Unless I misremember implementing it a playbook can have a
"./callback_plugins" directory relative to it and that will work.

Whether this was a symlink or whatever, that callback plugin could contain
an INI file or something that included a room ID.

From the other mail thread I have seen how to access vars inside the
callback plugin and that might be a handy option. Then it would be possible
to enable/disable a callback per group_vars.

but I'd first like to step back and ask what your callbacks *do*

Nothing specific. I don't really have callbacks other than the Hipchat
plugin I'm playing with. I just want to find the best possible setup to
give our teams the most freedom in future. But as written before, roles
come from different teams and each team might want to get notified on
failure, log changes to a database or whatever comes to their mind. So I
need a flexible framework where things can be configured per playbook and
role.

With the settings available in the callback I believe I can work.

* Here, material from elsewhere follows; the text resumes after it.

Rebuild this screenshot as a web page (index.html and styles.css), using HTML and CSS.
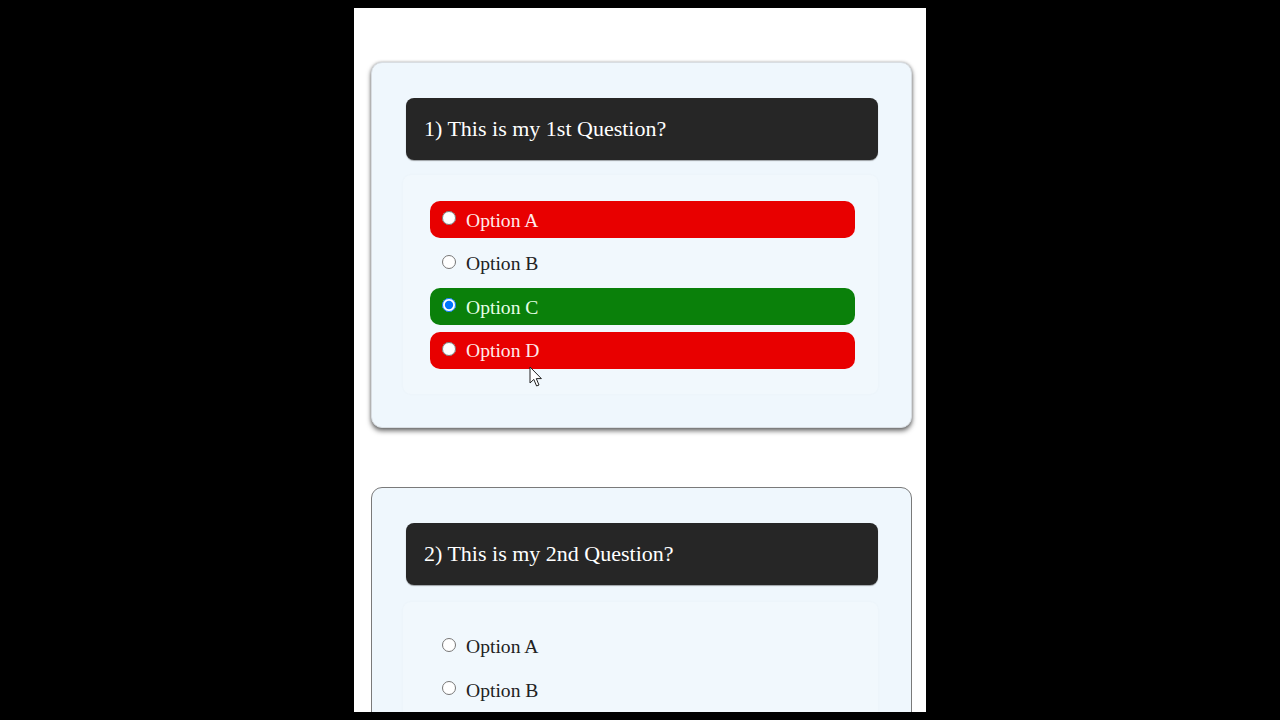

In the *all* group_vars we then can define notification settings:
---
notifications:
  playbook-name:
    role-name:
      task-name:
        fail:
          - type: Hipchat
            room: 12345
          - type: Email
            to: me@example.com
        ok:
          - type: Hipchat
            room: 12345
...

Each element (playbook-name, role-name, task-name and the actual callback
type name could be a wildcard to match any value, so a role provider could
get notified of failures in-depended of the playbook name.
Each callback would then run through those definitions and either get
active or not. Then I can use a simple structure as we do not require a
custom cfg to define a separate set of callbacks.

As for user specific settings vs. company-wide settings: Is there a
reasons why multiple cfg's are not merged? Would you accept a PR for such a
feature?

We thought it would be confusing. Various folks agree and disagree.